Specifically, in the initialization of the outer loop:

...
4      "cv.count  1, %[N];"
5      ".balign 4;"
6      "cv.endi   1, endO;"
7      "cv.starti 1, startO;"
...

when the cv.starti instruction at line 7 executes it is between lpstart0 (which is 0) and lpend0 (which is a few instructions after this one) and thus is considered part of HW Loop body, and thus when it executes while lpcount is non-zero this violates the constraint on only executing instructions in a HW Loop body by entering the loop from its start location.

As you have pointed out, this example has been fixed in later versions of the document.

Please advise if you do not think generating a constraint violation in this case is appropriate. Technically, the constraint specifically mentions no branch/jump to a location inside a HWLoop body, but this seems to still meet the criteria of an apparent loop body instruction executing without entering the loop body from the start location.

jstraus59 commented 8 months ago

@pascalgouedo One more point that has come up in my testing. In your previous response you stated "...But if loop count is programmed last and it was 0 before...".

But the example code in the V1.5.0 document leaves a non-zero value in lpcount0 when it ends, as the inner loop counter is set at the end of the outer loop:

...
    "    endZ:;"
    "    cv.count 0, %[N];"
    "    addi %[j], %[j], 2;"
    "endO:;"

So, if users follow this template, they cannot assume the lpcountX values are always 0 when not in a loop.

A simple constraint that lpstartX/lpendX may not be changed when lpcountX is non-zero would solve all these problems, and in fact could be enforced in hardware with an illegal instruction exception. This would also greatly simplify constraint checking, as it would only need to be done upon lpcountX transitioning from 0 to non-zero.

pascalgouedo commented 8 months ago

I would definitely recommend the last: lpstartX and lpendX must be programmed before lpcountX to avoid unexpected behavior, but I don't see how that is different than adding an additional constraint.

I changed the sentence and I prefer not to add another constraint as there are already too much of them in my opinion.

As you have pointed out, this example has been fixed in later versions of the document.

I changed start/stop order.

Please advise if you do not think generating a constraint violation in this case is appropriate.
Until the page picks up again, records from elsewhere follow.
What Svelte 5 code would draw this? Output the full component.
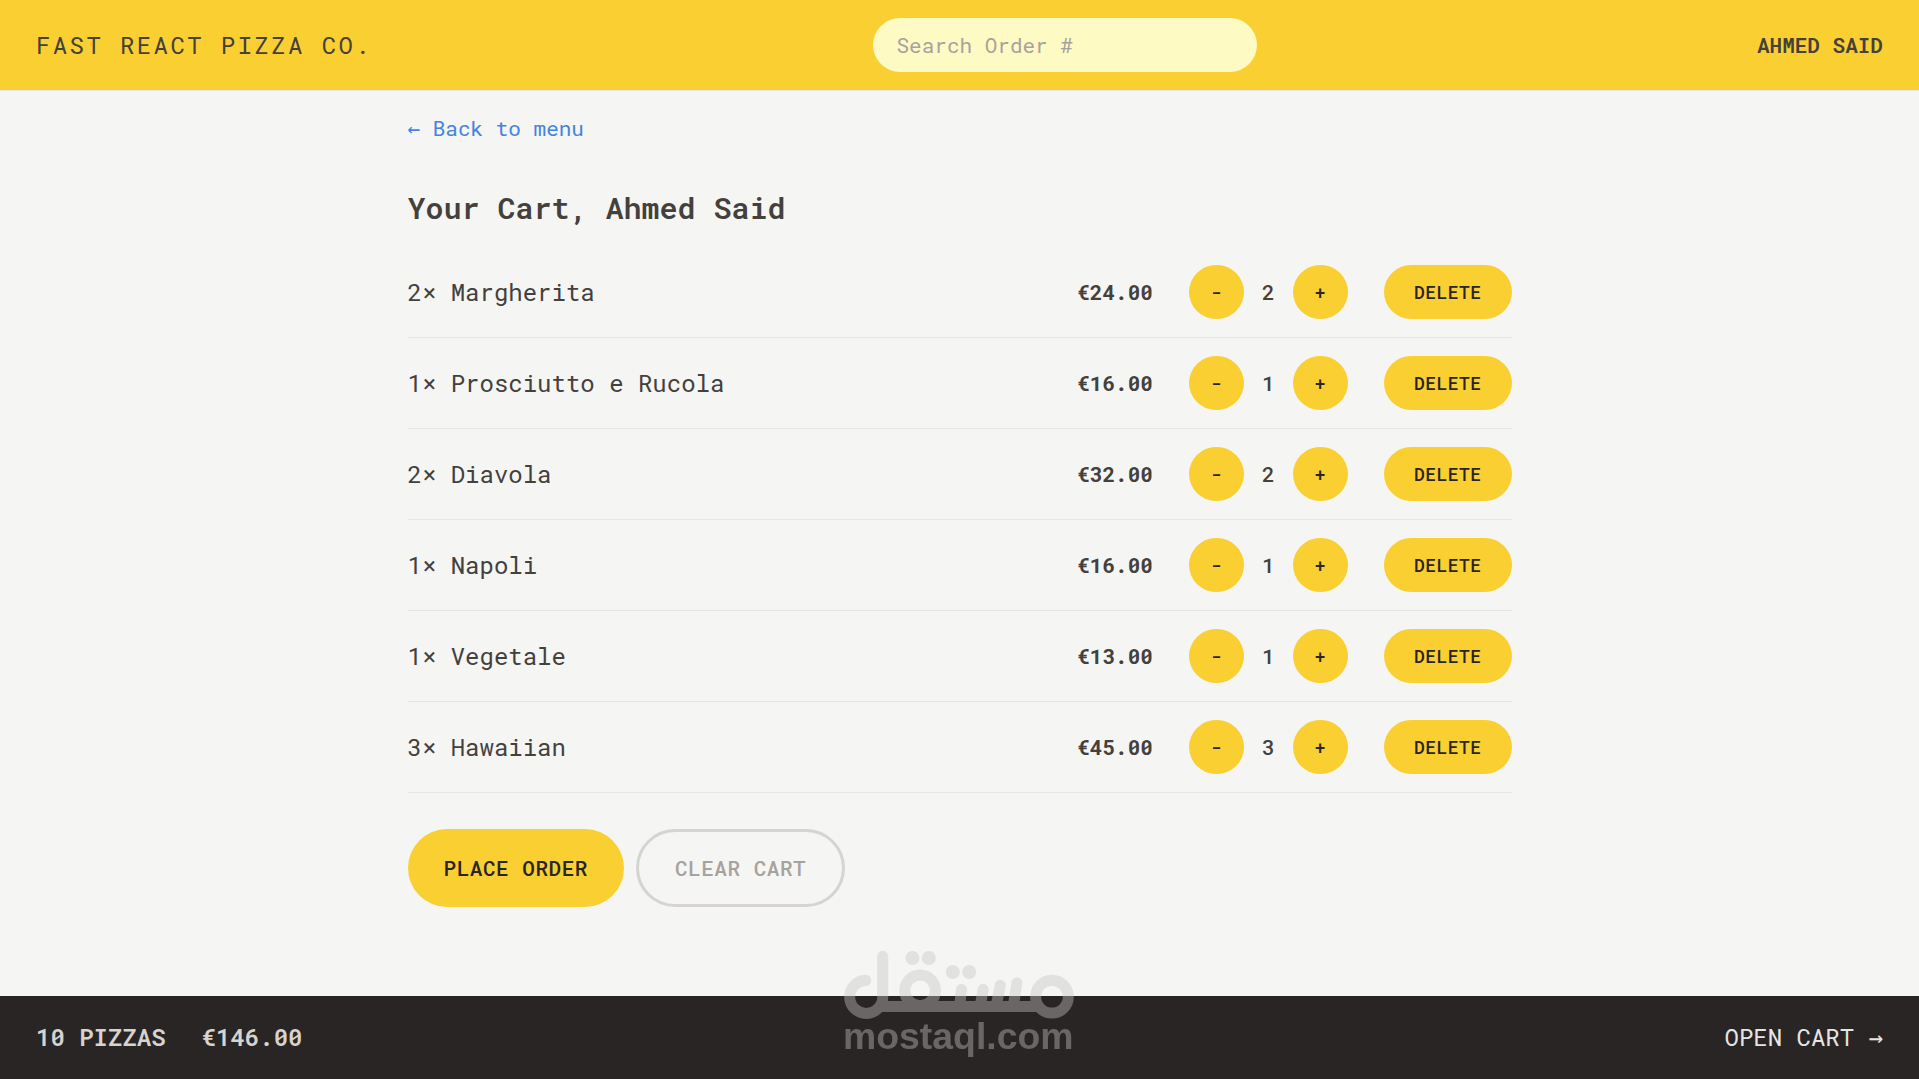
<script>
  let username = 'Ahmed Said';
  let items = $state([
    { name: 'Margherita', quantity: 2, unitPrice: 12 },
    { name: 'Prosciutto e Rucola', quantity: 1, unitPrice: 16 },
    { name: 'Diavola', quantity: 2, unitPrice: 16 },
    { name: 'Napoli', quantity: 1, unitPrice: 16 },
    { name: 'Vegetale', quantity: 1, unitPrice: 13 },
    { name: 'Hawaiian', quantity: 3, unitPrice: 15 }
  ]);
  let totalCount = $derived(items.reduce((sum, i) => sum + i.quantity, 0));
  let totalPrice = $derived(items.reduce((sum, i) => sum + i.quantity * i.unitPrice, 0));

  const euro = (value) => `€${value.toFixed(2)}`;

  function remove(item) {
    items = items.filter((i) => i !== item);
  }
  function decrease(item) {
    if (item.quantity === 1) remove(item);
    else item.quantity -= 1;
  }
</script>

<div class="layout">
  <header class="topbar">
    <a class="brand" href="#home">Fast React Pizza Co.</a>
    <form onsubmit={(e) => e.preventDefault()}>
      <input class="search" type="text" placeholder="Search Order #" aria-label="Search order number" />
    </form>
    <p class="user">{username}</p>
  </header>

  <div class="scroll">
    <main class="page">
      <div class="back"><a href="#menu">← Back to menu</a></div>
      <h2>Your Cart, {username}</h2>

      <ul class="items">
        {#each items as item (item.name)}
          <li>
            <p class="name">{item.quantity}× {item.name}</p>
            <div class="controls">
              <p class="price">{euro(item.quantity * item.unitPrice)}</p>
              <div class="stepper">
                <button class="btn round" aria-label="Decrease {item.name}" onclick={() => decrease(item)}>-</button>
                <span class="count">{item.quantity}</span>
                <button class="btn round" aria-label="Increase {item.name}" onclick={() => (item.quantity += 1)}>+</button>
              </div>
              <button class="btn small" onclick={() => remove(item)}>Delete</button>
            </div>
          </li>
        {/each}
      </ul>

      <div class="actions">
        <button class="btn primary">Place order</button>
        <button class="btn secondary" onclick={() => (items = [])}>Clear cart</button>
      </div>
    </main>
  </div>

  <footer class="summary">
    <p class="totals">
      <span>{totalCount} pizzas</span>
      <span>{euro(totalPrice)}</span>
    </p>
    <a href="#cart">Open cart →</a>
  </footer>
</div>

<svg class="watermark" viewBox="73 60 695 325" role="img" aria-label="mostaql.com">
  <g fill="none" stroke="currentColor" stroke-width="33" stroke-linecap="round">
    <path d="M138 151A49.500 49.500 0 1 0 189 200V79" />
    <circle cx="301" cy="181" r="46" />
    <path stroke-linecap="butt" d="M176 229.500H662" />
    <path d="M425 178L420 222M490 178L482 222M541 166L530 222M591 159L581 222" />
    <circle cx="696" cy="200" r="49" />
  </g>
  <g fill="currentColor">
    <circle cx="278" cy="84" r="21" />
    <circle cx="327" cy="84" r="21" />
    <circle cx="399" cy="126" r="21" />
    <circle cx="448" cy="126" r="21" />
    <text x="70" y="356">mostaql.com</text>
  </g>
</svg>

<style>
  :global(body) {
    margin: 0;
    background: #f5f5f4;
  }
  .layout,
  .layout :global(*) {
    box-sizing: border-box;
  }
  .layout {
    display: grid;
    grid-template-rows: auto 1fr auto;
    height: 100vh;
    color: #44403c;
    font: 400 24px/36px 'Roboto Mono', 'DejaVu Sans Mono', 'Liberation Mono', monospace;
  }
  p,
  h2,
  ul {
    margin: 0;
    padding: 0;
  }
  a {
    color: inherit;
    text-decoration: none;
  }
  .topbar {
    display: flex;
    align-items: center;
    justify-content: space-between;
    padding: 18px 36px;
    background: #facf32;
    border-bottom: 1px solid #e7e5e4;
    text-transform: uppercase;
  }
  .brand {
    letter-spacing: 0.1em;
  }
  .search {
    display: block;
    width: 384px;
    padding: 12px 24px;
    border: 0;
    border-radius: 999px;
    background: #fefac4;
    color: inherit;
    font: inherit;
    font-size: 21px;
    line-height: 30px;
  }
  .search::placeholder {
    color: #a8a29e;
    opacity: 1;
  }
  .user {
    font-size: 21px;
    line-height: 30px;
    font-weight: 600;
  }
  .scroll {
    overflow: auto;
  }
  .page {
    max-width: 1152px;
    margin: 0 auto;
    padding: 18px 24px;
  }
  .back a {
    font-size: 21px;
    line-height: 30px;
    color: #4384df;
  }
  h2 {
    margin-top: 42px;
    font-size: 30px;
    line-height: 42px;
    font-weight: 600;
  }
  .items {
    margin-top: 18px;
    list-style: none;
  }
  li {
    display: flex;
    align-items: center;
    justify-content: space-between;
    padding: 18px 0;
    border-bottom: 1px solid #e7e5e4;
  }
  .controls {
    display: flex;
    align-items: center;
    gap: 36px;
  }
  .price {
    font-size: 21px;
    font-weight: 700;
  }
  .stepper {
    display: flex;
    align-items: center;
    gap: 18px;
  }
  .count {
    font-size: 21px;
    font-weight: 500;
  }
  .btn {
    border: 0;
    border-radius: 999px;
    background: #facf32;
    color: #292524;
    font: inherit;
    font-size: 21px;
    line-height: 30px;
    font-weight: 500;
    letter-spacing: 0.025em;
    text-transform: uppercase;
    cursor: pointer;
  }
  .round,
  .small {
    padding: 15px 30px;
    font-size: 18px;
    line-height: 24px;
  }
  .round {
    padding: 15px 22px;
  }
  .actions {
    display: flex;
    gap: 12px;
    margin-top: 36px;
  }
  .primary {
    padding: 24px 36px;
  }
  .secondary {
    padding: 21px 36px;
    border: 3px solid #d6d3d1;
    background: transparent;
    color: #a8a29e;
  }
  .summary {
    display: flex;
    align-items: center;
    justify-content: space-between;
    padding: 24px 36px;
    background: #292524;
    color: #e7e5e4;
    line-height: 35px;
    text-transform: uppercase;
  }
  .totals {
    display: flex;
    gap: 36px;
    color: #d6d3d1;
    font-weight: 600;
  }
  .watermark {
    position: fixed;
    left: 50%;
    bottom: 21px;
    width: 232px;
    transform: translateX(-50%);
    color: #c4c4c2;
    opacity: 0.41;
    pointer-events: none;
  }
  .watermark text {
    font: 700 112px 'Liberation Sans', Arial, sans-serif;
  }
</style>
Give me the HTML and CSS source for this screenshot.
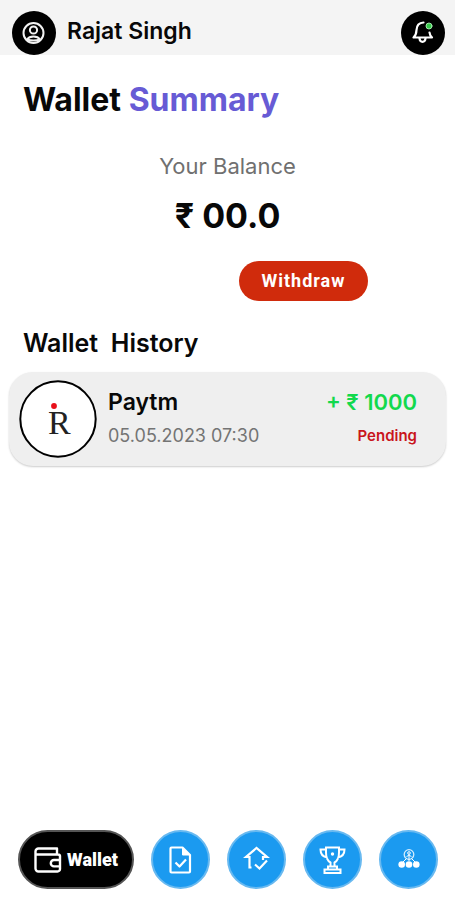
FILE: index.html
```html
<!DOCTYPE html>
<html lang="en">
<head>
<meta charset="utf-8">
<meta name="viewport" content="width=device-width, initial-scale=1">
<title>Wallet Summary</title>
<link rel="stylesheet" href="styles.css">
</head>
<body>
<header class="topbar">
  <button class="round-btn" type="button" aria-label="Profile">
    <svg width="24" height="24" viewBox="0 0 24 24" fill="none" stroke="#f2f2f2" stroke-width="2"><circle cx="11.500" cy="12" r="10"/><circle cx="11.500" cy="9" r="3.600"/><path d="M5 18.500c1.500-2.300 3.500-3 6.500-3s5 .7 6.500 3c-4 1.300-9 1.300-13 0z"/></svg>
  </button>
  <span class="user">Rajat Singh</span>
  <button class="round-btn" type="button" aria-label="Notifications">
    <svg width="24" height="24" viewBox="0 0 24 24" fill="none" stroke="#fff" stroke-width="2.200" stroke-linejoin="round" stroke-linecap="round"><path d="M12.500 1.500C8 1.700 5.700 5 5.500 9c-.1 4-.8 5.500-3 7.500h18.500c-1.500-1.500-2.300-3-2.500-5M8.500 17.500c.5 4.500 5.500 4.500 6 0"/><circle cx="18" cy="5" r="3" fill="#35c94a" stroke="#a0eaaa" stroke-width="1"/></svg>
  </button>
</header>
<main class="content">
  <h1 class="title">Wallet <span class="accent">Summary</span></h1>
  <section class="balance">
    <p class="balance-label">Your Balance</p>
    <p class="balance-value">₹ 00.0</p>
    <button class="withdraw" type="button">Withdraw</button>
  </section>
  <h2 class="subtitle">Wallet&nbsp; History</h2>
  <article class="entry">
    <svg class="logo" width="78" height="78" viewBox="0 0 78 78" role="img" aria-label="R"><circle cx="39" cy="39" r="37.700" fill="#fff" stroke="#000" stroke-width="2"/><text class="logo-text" x="29" y="54">R</text><circle cx="35" cy="26" r="2.900" fill="#e80f1a"/></svg>
    <div class="details">
      <h3 class="name">Paytm</h3>
      <time class="date" datetime="2023-05-05T07:30">05.05.2023 07:30</time>
    </div>
    <div class="result">
      <span class="amount">+ ₹ 1000</span>
      <span class="status">Pending</span>
    </div>
  </article>
</main>
<nav class="tabs" aria-label="Main">
  <a class="tab active" href="#wallet">
    <svg width="28" height="26" viewBox="0 0 28 26" fill="none" stroke="#fff" stroke-width="2.400" stroke-linejoin="round"><path d="M26 8.500V22a2.500 2.500 0 0 1-2.500 2.500h-19A3 3 0 0 1 1.500 21.500V4.500a3 3 0 0 1 3-3H23V7M1.500 7.500H24A2 2 0 0 1 26 9.500M26 13h-6a3.200 3.200 0 0 0 0 6.400h6"/></svg>
    <span>Wallet</span>
  </a>
  <a class="tab" href="#tasks" aria-label="Tasks">
    <svg width="30" height="30" viewBox="0 0 30 30" fill="none" stroke="#fff" stroke-width="2.200" stroke-linejoin="round"><path d="M5.500 2.500h11l7.500 7.500v16.500a1 1 0 0 1-1 1h-17.500a1 1 0 0 1-1-1v-23a1 1 0 0 1 1-1z"/><path d="M16.500 2.500v7.500h7.500z" fill="#fff" stroke-width="1"/><path d="M9.500 17.500l4 4 6.500-7"/></svg>
  </a>
  <a class="tab" href="#home" aria-label="Home">
    <svg width="30" height="30" viewBox="0 0 30 30" fill="none" stroke="#fff" stroke-width="2.200"><path d="M9.500 22.500H7.500V12H4L14.500 3l10.500 9h-4v3M13 19.500l4.500 4 7.500-8"/></svg>
  </a>
  <a class="tab" href="#rewards" aria-label="Rewards">
    <svg width="30" height="30" viewBox="0 0 30 30" fill="none" stroke="#fff" stroke-width="2"><path d="M8 2.500h13v5c0 6-2.500 9-4.500 10v4h-4v-4c-2-1-4.500-4-4.500-10zM8 4.500H2.500c0 5 2.500 7.500 7 8M21 4.500h5.500c0 5-2.500 7.500-7 8M10 21.500h9v3h-9zM6.500 24.500h16v3.500h-16z"/><circle cx="14.500" cy="9" r="1.700" fill="#fff" stroke="none"/></svg>
  </a>
  <a class="tab" href="#team" aria-label="Team">
    <svg width="30" height="30" viewBox="0 0 30 30" fill="none" stroke="#fff"><circle cx="15" cy="9.500" r="4.800" stroke-width="1.300" stroke="#d3ecfd"/><circle cx="15" cy="8" r="1.300"/><path d="M12.500 12c1-2 4-2 5 0M15 9v7M12.500 13.500L8 18M17.500 13.500L22 18"/><g fill="#fff" stroke="none"><circle cx="7.700" cy="19.500" r="3.300"/><circle cx="15" cy="19.500" r="3.300"/><circle cx="22.300" cy="19.500" r="3.300"/></g></svg>
  </a>
</nav>
</body>
</html>
```
FILE: styles.css
```css
* {
  box-sizing: border-box;
}

body {
  margin: 0;
  min-height: 100vh;
  display: flex;
  flex-direction: column;
  background: #fff;
  color: #080808;
  font-family: Inter, "Open Sans", sans-serif;
}

h1,
h2,
h3,
p {
  margin: 0;
}

button {
  border: 0;
  padding: 0;
  cursor: pointer;
}

.topbar {
  display: flex;
  align-items: center;
  gap: 11px;
  padding: 11px 10px 0 12px;
  background: #f4f4f4;
}

.round-btn {
  display: flex;
  align-items: center;
  justify-content: center;
  width: 44px;
  height: 44px;
  border-radius: 50%;
  background: #000;
}

.user {
  flex: 1;
  padding-bottom: 4px;
  font-size: 23px;
  line-height: 28px;
  font-weight: 600;
}

.content {
  flex: 1;
}

.title {
  padding: 25px 23px 0;
  font-size: 32px;
  line-height: 40px;
  font-weight: 700;
}

.accent {
  color: #675bd5;
}

.balance {
  display: flex;
  flex-direction: column;
  align-items: center;
  padding-top: 30px;
}

.balance-label {
  font-size: 22px;
  line-height: 32px;
  color: #707070;
}

.balance-value {
  padding-top: 10px;
  font-size: 34px;
  line-height: 48px;
  font-weight: 700;
}

.withdraw {
  align-self: flex-end;
  width: 129px;
  height: 40px;
  margin: 21px 87px 0 0;
  border-radius: 20px;
  background: #d02b0c;
  color: #fff;
  font: 700 18px/24px Roboto, sans-serif;
  letter-spacing: 1px;
}

.subtitle {
  padding: 26px 23px 0;
  font-size: 25px;
  line-height: 32px;
  font-weight: 600;
}

.entry {
  display: flex;
  align-items: center;
  gap: 11px;
  margin: 13px 9px 0;
  padding: 8px 29px 8px 10px;
  border-radius: 24px;
  background: #efefef;
  box-shadow: 0 1px 2px #ccc;
}

.logo {
  flex: none;
}

.logo-text {
  font: 34px "Liberation Serif", serif;
  fill: #222;
}

.details,
.result {
  display: flex;
  flex-direction: column;
  gap: 4px;
}

.details {
  flex: 1;
}

.result {
  align-items: flex-end;
}

.name {
  font-size: 23px;
  line-height: 30px;
  font-weight: 600;
}

.date {
  font-size: 18px;
  line-height: 30px;
  color: #747474;
}

.amount {
  font-size: 22px;
  line-height: 30px;
  font-weight: 600;
  color: #12d94d;
}

.status {
  font-size: 15px;
  line-height: 30px;
  font-weight: 600;
  color: #c9151b;
}

.tabs {
  display: flex;
  justify-content: space-between;
  padding: 0 17px 11px 18px;
}

.tab {
  display: flex;
  align-items: center;
  justify-content: center;
  width: 59px;
  height: 59px;
  border: 2px solid #68b9f0;
  border-radius: 30px;
  background: #1b9af0;
  color: #fff;
  text-decoration: none;
}

.active {
  gap: 5px;
  width: 116px;
  border-color: #555;
  background: #000;
  font: 900 18px/24px Roboto, sans-serif;
}
```
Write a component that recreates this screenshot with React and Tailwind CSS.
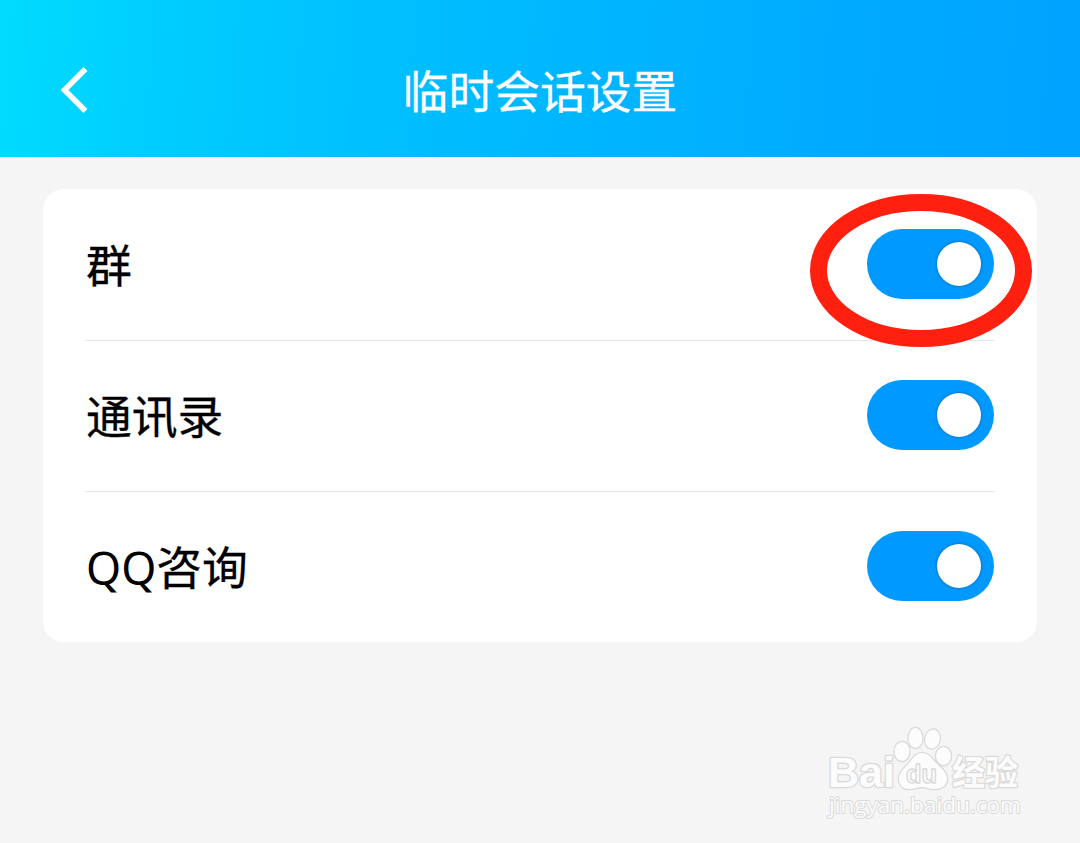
import React from "react";

const options = [
  { latin: "", name: "群" },
  { latin: "", name: "通讯录" },
  { latin: "QQ", name: "咨询" },
];

const Header = () => {
  return (
    <header className="h-[157px] pt-[22px] px-[60px] grid grid-cols-[28px_1fr_28px] items-center bg-[linear-gradient(94deg,#00dcff_0%,#00ceff_14%,#00c0ff_34%,#00b4ff_58%,#00a9ff_82%,#00a3ff_100%)]">
      <button aria-label="返回">
        <svg width="28" height="46" viewBox="0 0 28 46" fill="none">
          <path d="M25.5 2 L4.5 23 L25.5 44" stroke="white" strokeWidth="5.6" />
        </svg>
      </button>
      <h1 className="-mt-0.5 text-[45.8px] leading-[46px] text-white text-center [-webkit-text-stroke:0.3px_white]">
        临时会话设置
      </h1>
    </header>
  );
};

const Toggle = () => {
  return (
    <button
      role="switch"
      aria-checked="true"
      className="w-[127px] h-[70px] pr-[13px] flex items-center justify-end rounded-full bg-[#0099ff]"
    >
      <span className="size-11 rounded-full bg-white shadow-[0_0_3px_rgba(0,50,100,0.55)]" />
    </button>
  );
};

const Marker = () => {
  return (
    <svg
      className="absolute left-[810px] top-[194px] pointer-events-none"
      width="222"
      height="153"
      viewBox="0 0 222 153"
    >
      <ellipse cx="111" cy="76.5" rx="102.5" ry="68" fill="none" stroke="#ff2010" strokeWidth="17" />
    </svg>
  );
};

const Watermark = () => {
  return (
    <svg
      className="absolute left-[820px] top-[720px] pointer-events-none"
      width="210"
      height="104"
      viewBox="0 0 210 104"
      fill="#fcfcfc"
      stroke="#dadada"
      strokeWidth="2.6"
      strokeLinejoin="round"
      style={{ paintOrder: "stroke" }}
    >
      <text x="8" y="67" fontSize="42" fontWeight="700" fontFamily="Liberation Sans, sans-serif" textLength="67" lengthAdjust="spacingAndGlyphs">
        Bai
      </text>
      <ellipse cx="82" cy="31.5" rx="7.5" ry="9.5" />
      <ellipse cx="95.5" cy="18" rx="7" ry="10" />
      <ellipse cx="112.5" cy="19" rx="7.2" ry="9.5" transform="rotate(12 112.5 19)" />
      <ellipse cx="123.5" cy="36" rx="7.5" ry="9" />
      <path d="M102.5 33 C109 33 112 39 116 43 C121 48 127 52 127 59 C127 66 121 69 115 69 C108 69 106 67 102 67 C98 67 95 69 89 69 C82 69 79 64 79 59 C79 52 84 49 89 43 C93 38 96 33 102.5 33 Z" />
      <text x="86" y="63" fontSize="26" fontWeight="700" strokeWidth="1.4" fontFamily="Liberation Sans, sans-serif" textLength="31" lengthAdjust="spacingAndGlyphs" style={{ paintOrder: "normal" }}>
        du
      </text>
      <text x="132" y="65" fontSize="34" fontWeight="700" fontFamily="Noto Sans CJK SC, sans-serif" textLength="66" lengthAdjust="spacingAndGlyphs">
        经验
      </text>
      <text x="9" y="93" fontSize="22" strokeWidth="2" fontFamily="Open Sans, sans-serif" textLength="192" lengthAdjust="spacingAndGlyphs">
        jingyan.baidu.com
      </text>
    </svg>
  );
};

const App = () => {
  return (
    <div className="relative w-[1080px] h-[843px] overflow-hidden bg-[#f5f5f5] font-['Noto_Sans_CJK_SC',sans-serif]">
      <Header />
      <main className="pt-8 px-[43px]">
        <ul className="h-[453px] rounded-[21px] bg-white px-[43px]">
          {options.map(({ latin, name }) => (
            <li
              key={name}
              className="h-[151px] pt-10 flex items-start justify-between not-first:shadow-[inset_0_1px_#e6e6e6]"
            >
              <div className="-mt-px flex items-baseline text-[45.8px] leading-[70px] text-black">
                {latin && <span className="text-[45px] font-['Noto_Sans',sans-serif]">{latin}</span>}
                <span className="[-webkit-text-stroke:0.3px_black]">{name}</span>
              </div>
              <Toggle />
            </li>
          ))}
        </ul>
      </main>
      <Marker />
      <Watermark />
    </div>
  );
};

export default App;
Technically, the constraint specifically mentions no branch/jump to a location inside a HWLoop body, but this seems to still meet the criteria of an apparent loop body instruction executing without entering the loop body from the start location.

I think that this case shouldn't generate a constraint violation and keeping no branch/jump to a location inside a HWLoop body constraint only for instructions really in the hwloop body.

But the example code in the V1.5.0 document leaves a non-zero value in lpcount0 when it ends, as the inner loop counter is set at the end of the outer loop:

You are right the example is wrong. I didn't figure it out when I changed it. I corrected it to have the correct behavior.

A simple constraint that lpstartX/lpendX may not be changed when lpcountX is non-zero would solve all these problems, and in fact could be enforced in hardware with an illegal instruction exception. This would also greatly simplify constraint checking, as it would only need to be done upon lpcountX transitioning from 0 to non-zero.

This constraint has been added. As stated in the paragraph after the constraints list none of them are enforced by HW.

jstraus59 commented 8 months ago

Looks good! Thanks for the quick response.